Selon un troisième groupe d’auteurs, en particulier Hasin et Babor, trouver un terme adéquat est illusoire. La terminologie peut varier selon les disciplines : épidémiologie, génétique, santé publique, pharmacologie… […] Hasin cite par ailleurs une étude l’Organisation Mondiale de la Santé (OMS) montrant que les patients qui présentent des conduites addictives sont de toute façon stigmatisés dans toutes les cultures et que les termes de dépendance et d’addiction sont connotés à peu près de la même façon partout dans le monde.
Mais le biais le plus évident de l’étude est encore la confusion entre troubles neurologiques et troubles mentaux, pourtant placés dans le même sac.
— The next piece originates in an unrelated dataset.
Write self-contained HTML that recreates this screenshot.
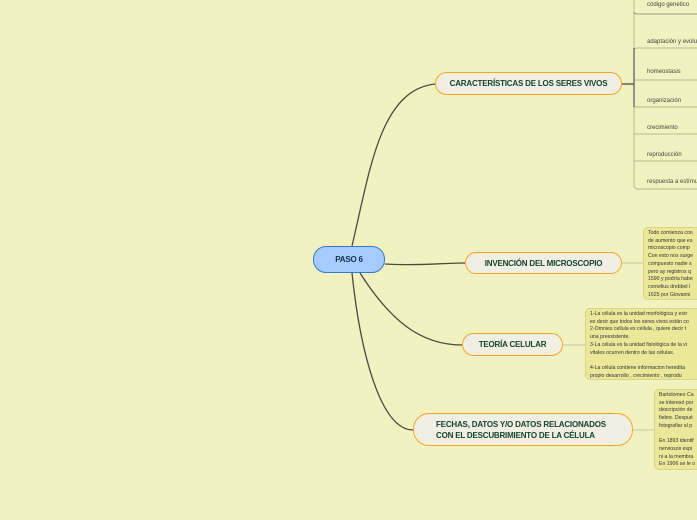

Les 38,2% de "dérangés du cerveau" comprennent aussi bien des psychotiques que des personnes victimes de sclérose en plaque…. Un abus qui conduit à penser que les causes et les solutions à ces deux types de problèmes sont les mêmes. Or, rien de plus différent, rappelle Gilles Huberfeld :
Un trouble neurologique comprend des lésions repérables dans le cerveau, pas un trouble mental. Neurologie et pyschiatrie sont séparées depuis longtemps ! Bien sûr, un trouble mental n’existerait pas sans la production de pensée par le cerveau, mais ses causes sont souvent à chercher ailleurs que dans un dysfonctionnement des neurones.
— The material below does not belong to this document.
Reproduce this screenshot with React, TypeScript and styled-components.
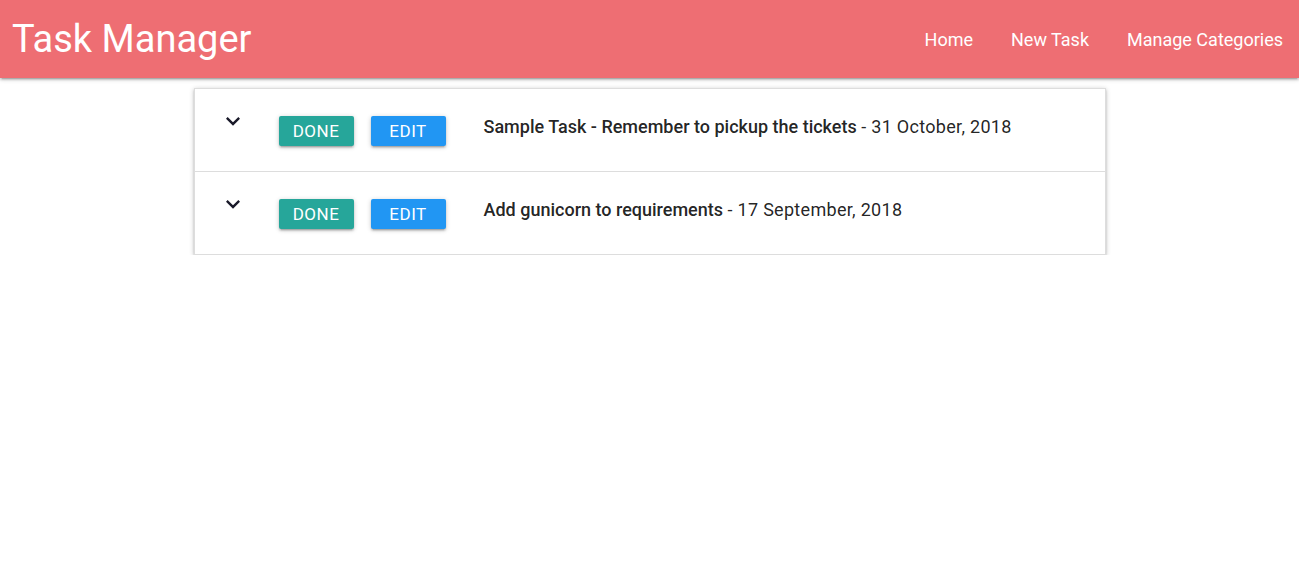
import React from "react";
import styled, { createGlobalStyle } from "styled-components";

const Global = createGlobalStyle`
  html, body { margin: 0; padding: 0; background: #fff; }
  body { font-family: Roboto, "Noto Sans", sans-serif; color: rgba(0,0,0,0.87); }
  * { box-sizing: border-box; }
`;

const Nav = styled.nav`
  height: 78px;
  background: #ee6e73;
  color: #fff;
  display: flex;
  align-items: center;
  justify-content: space-between;
  padding: 0 0 0 12px;
  box-shadow: 0 2px 2px 0 rgba(0,0,0,0.14), 0 3px 1px -2px rgba(0,0,0,0.12), 0 1px 5px 0 rgba(0,0,0,0.2);
  position: relative;
  z-index: 1;
`;

const Brand = styled.a`
  font-size: 38px;
  color: #fff;
  text-decoration: none;
  line-height: 1;
  margin-top: -1px;
`;

const Links = styled.ul`
  display: flex;
  list-style: none;
  margin: 0;
  padding: 0;
`;

const LinkItem = styled.li`
  a {
    display: block;
    padding: 0 16px 0 22px;
    color: #fff;
    text-decoration: none;
    font-size: 18px;
  }
`;

const Collapsible = styled.ul`
  width: 912px;
  margin: 10px auto 0;
  padding: 0;
  list-style: none;
  border: 1px solid #ddd;
  border-bottom: none;
  box-shadow: 0 2px 2px 0 rgba(0,0,0,0.16), 0 3px 1px -2px rgba(0,0,0,0.14), 0 1px 5px 0 rgba(0,0,0,0.22);
`;

const Header = styled.li`
  display: flex;
  align-items: flex-start;
  height: 83px;
  padding: 18px 0 0 24px;
  border-bottom: 1px solid #ddd;
  background: #fff;
`;

const Chevron = styled.svg`
  width: 28px;
  height: 28px;
  flex: none;
  margin-right: 32px;
`;

const Btn = styled.button<{ $bg: string }>`
  height: 30px;
  width: 75px;
  margin-top: 9px;
  margin-right: 17px;
  border: none;
  border-radius: 2px;
  background: ${(p) => p.$bg};
  color: #fff;
  font-family: Roboto, sans-serif;
  font-size: 17px;
  letter-spacing: 0.5px;
  text-transform: uppercase;
  padding: 0;
  box-shadow: 0 2px 2px 0 rgba(0,0,0,0.14), 0 3px 1px -2px rgba(0,0,0,0.12), 0 1px 5px 0 rgba(0,0,0,0.2);
`;

const Text = styled.div`
  margin-left: 21px;
  margin-top: 8px;
  font-size: 18px;
  line-height: 24px;
  color: rgba(0,0,0,0.87);
  b { font-weight: 500; }
`;

const DateText = styled.span`
  letter-spacing: 0.3px;
`;

const tasks = [
  { title: "Sample Task - Remember to pickup the tickets", date: "31 October, 2018" },
  { title: "Add gunicorn to requirements", date: "17 September, 2018" },
];

export default function App() {
  return (
    <>
      <Global />
      <Nav>
        <Brand href="#">Task Manager</Brand>
        <Links>
          <LinkItem><a href="#">Home</a></LinkItem>
          <LinkItem><a href="#">New Task</a></LinkItem>
          <LinkItem><a href="#">Manage Categories</a></LinkItem>
        </Links>
      </Nav>
      <Collapsible>
        {tasks.map((t) => (
          <Header key={t.title}>
            <Chevron viewBox="0 0 24 24">
              <path d="M7.41 8.59L12 13.17l4.59-4.58L18 10l-6 6-6-6 1.41-1.41z" fill="#1a1a2a" />
            </Chevron>
            <Btn $bg="#26a69a">Done</Btn>
            <Btn $bg="#2196f3">Edit</Btn>
            <Text>
              <b>{t.title}</b> <DateText>- {t.date}</DateText>
            </Text>
          </Header>
        ))}
      </Collapsible>
    </>
  );
}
"Occupez-vous de notre cerveau !"
Quand on lit la conclusion de l’étude, faisant des troubles du cerveau "l’un des plus grands défis du XXIème siècle", et appelant à une prise en charge accrue des besoins en la matière, on est pris d’un doute. Les auteurs auraient-ils en tête de soigner les 164,8 millions d’Européens qu'ils estiment dans le "besoin" ? Certes, les médicaments, les neuroleptiques pour les dépressifs par exemple, peuvent être utiles : ils apaisent. Mais, selon Sarah Abitbol,
Ils ne guérissent pas les sujets de ce dont ils souffrent au quotidien. D’ailleurs, on observe que les personnes médicamentées demandent de s’en passer au bout d’un moment car les médicaments ne font pas sentir la réalité normalement. Elles veulent se confronter au réel en pleine possession de leurs moyens.
Catherine Meut va plus loin encore:
A la lecture de l’étude, on se demande ce que les auteurs recherchent vraiment… Qu’on leur dise : "occupez-vous de notre cerveau" ? J’y vois d’abord la volonté de chercher à attirer l’attention des hommes politiques par un effet d'annonce. Les liens des experts du DSM avec l'industrie pharmaceutique ont également été démontrés depuis longtemps. Et au-delà, je vois dans cette étude une volonté de puissance et de contrôle sur la population très inquiétante.
Un avis que l’écrivaine Lisa Appignanesi a bien résumé: on "médicalise la normalité". Les Européens s'en passeraient bien.